Layers that aren’t fully integrated are more easily peeled back if expedient or politically opportune as they aren’t core principles. Thus, Clinton could retain the words of being concerned about poor women and children but throw them and the Edelman’s under the bus in 1976. Being a latecomer to an anti-Vietnam War position (combined with presidential aspirations and an attempt to neutralize continuing military opposition the Clintons), she didn’t hesitate to throw “peaceniks” under the bus in 2002.
She’s not so much confused as much as she attempts to be a drilled-down, cafeteria politician. If offered strawberry jello, rice pudding, or nothing, most of us would choose one. A drilled-down cafeteria person would need to know if the jello contained fruit and if so, what kind of fruit. And if it came with whipped cream. Does the rice pudding contain raisins and if so, regular or golden. Whip cream or cherry on top? Still unsure, asks which is most popular and goes with that.

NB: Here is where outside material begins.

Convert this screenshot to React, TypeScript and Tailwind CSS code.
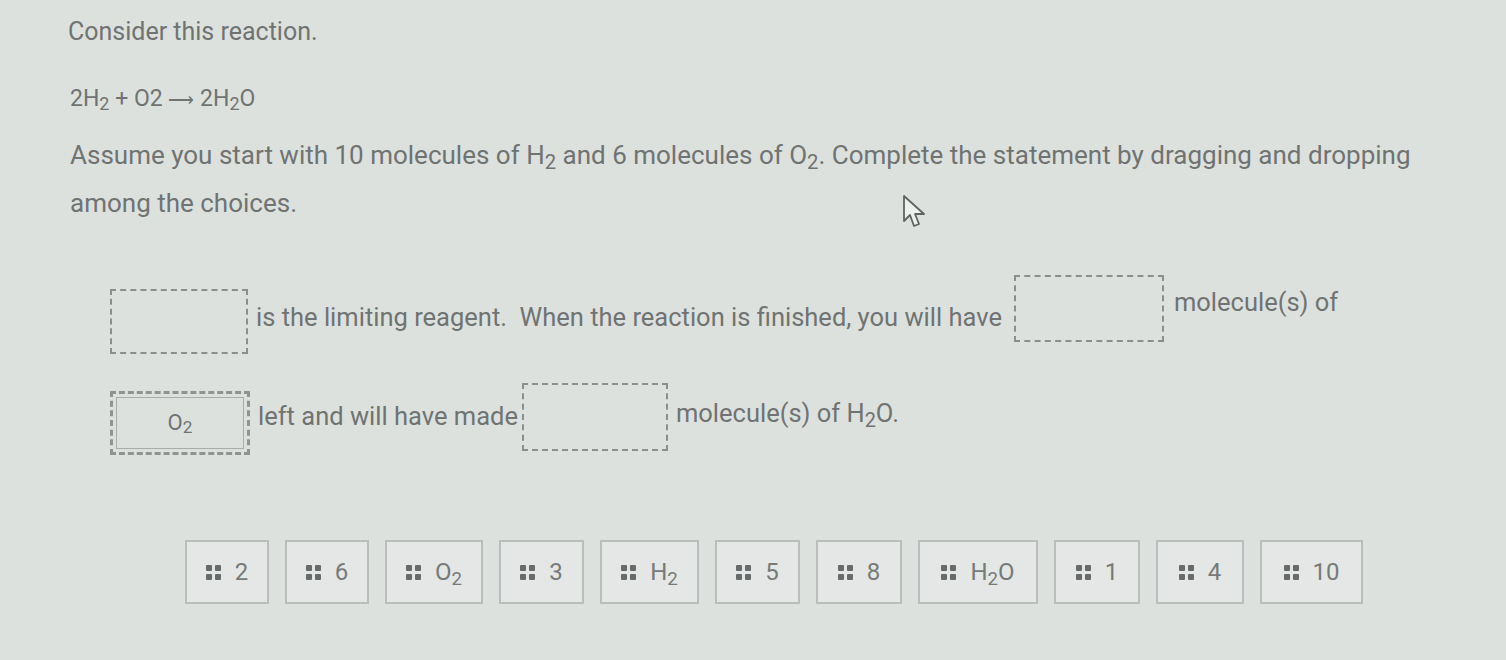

What bothers me is the idea that Hillary Clinton so easily does what others tell her to do. Beyond lacking authenticity, how much will she be pushed around by advisers as President? Remember when people were worried that John F. Kennedy would take his cues from the Pope? Substitute Wall Street/Military Industrial Complex.
Too bad she doesn’t have the confidence to just be herself and let the chips fall where they may. That is the value I look for in women I think are strong. One of the things I most admire about Suzan DelBene: 100% authentic. Tough without having to prove it.
she treats politics more like a spectator sport or maybe a movie to be reviewed than as something that could have consequential outcomes.
And who in the media including blogs doesn’t generally do the same?
speaking of focusing on image not substance, you’ve done a magnificent job of paying no attention to the man behind the curtain.
modo is well paid to write this drivel because her employers want drivel not analysis. If she wanted to write policy analysis they’d find someone else to write drivel. She, and her employers, represent the class for whom politics does NOT in fact have consequences. They’ll still be well off and privileged no matter who wins the election.
Taibbi has a nice piece up in RS on the need for the mainstream press to ‘splain to voters why we cannot have nice things.
Perfect summation on your part.
I seem to have walked into the weekly meeting of the last chapter of the Maureen Dowd Fan Club.
The New York Times will be so thrilled to know.
I thought this was the obligatory weekly Hillary post [making bootrib an internet safe zone that actually has non-Hillary posts] as a twofer.
Thanks for noticing, TarheelDem. A lot of people channeling MoDo on this thread.